Making loop partition better is important for dynamic shape scheduling. If we have some fully optimized small kernels (gemm, conv), ideally accelerated by tensor cores, when we receive a dynamic larger kernel size, loop partition should be able to decompose it to make use of the fully optimized small kernels without introducing many if conditions (ideally less than or equal to one for the remainder computation). And in this way, the default performance should be fairly acceptable for dynamic shape scheduling without further tuning.

adb · December 30, 2019, 7:47pm

Tensorization of composition ops

Right now, for example, we cannot tensorize for an accelerator with inner loops that are a composition of gemv+bias+act. This makes CodeGen difficult for many accelerators.

tkclimb · January 17, 2020, 4:45am

I think the nvidia’s post seems to need the original dataset for their last fine-tuning step but intel’s research doesn’t need them, it’s just pure post-qunatization method with some stochastic data processing only while the final accuracy loss (< 3%) on the same model is slightly less than that of nvidia (< 1%).
(The intel’s method don’t use just 4-bits. it’s sometimes more than it like 5 because of their technic per-channel-bit-allocation, so I know It’s not completely fair comparison)

Therefore, I guess the post-quantization without training dataset is more properly to add to TVM by this nature, so what do you think?

tkclimb · January 17, 2020, 4:51am

Also, if TVM enables int4 type computable somehow, this would need to be simulated in software since it’s not normal cpu primitive type. Adding this implementation may require some tedious handling such as promote, trunc, overflow detection and etc.

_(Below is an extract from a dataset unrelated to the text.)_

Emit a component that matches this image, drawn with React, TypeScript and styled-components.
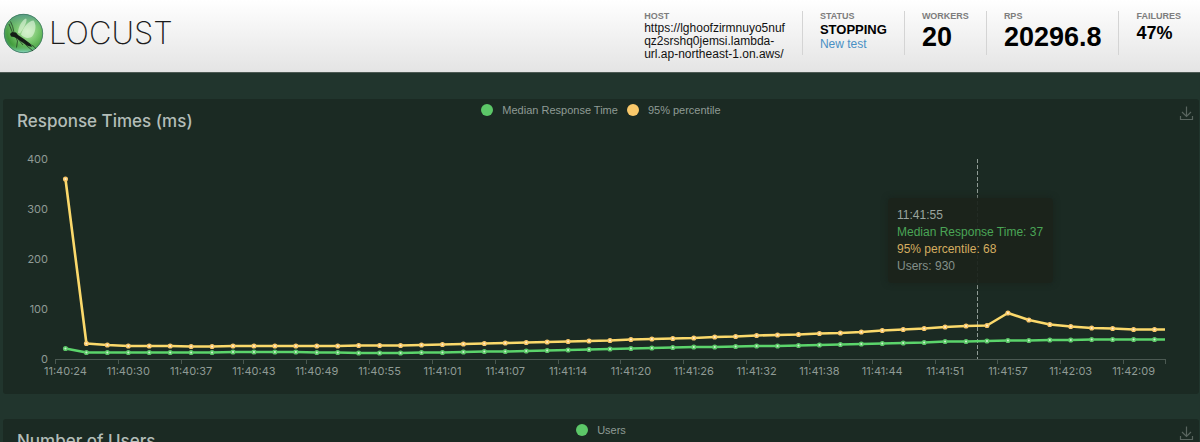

In this case, I think implementing arbitrary precision type handling is reasonable not int4 specific one. it would be able to make it easier other to support other precisions and more special hardware backends.

masahi · January 17, 2020, 5:43am

Intel’s method also requires calibration dataset.

tkclimb · January 17, 2020, 7:02am

I know the calibration needs dataset but it’s not a one having been used to train the model. I think this way is like the quantization TVM currently supports (KL divergence mode).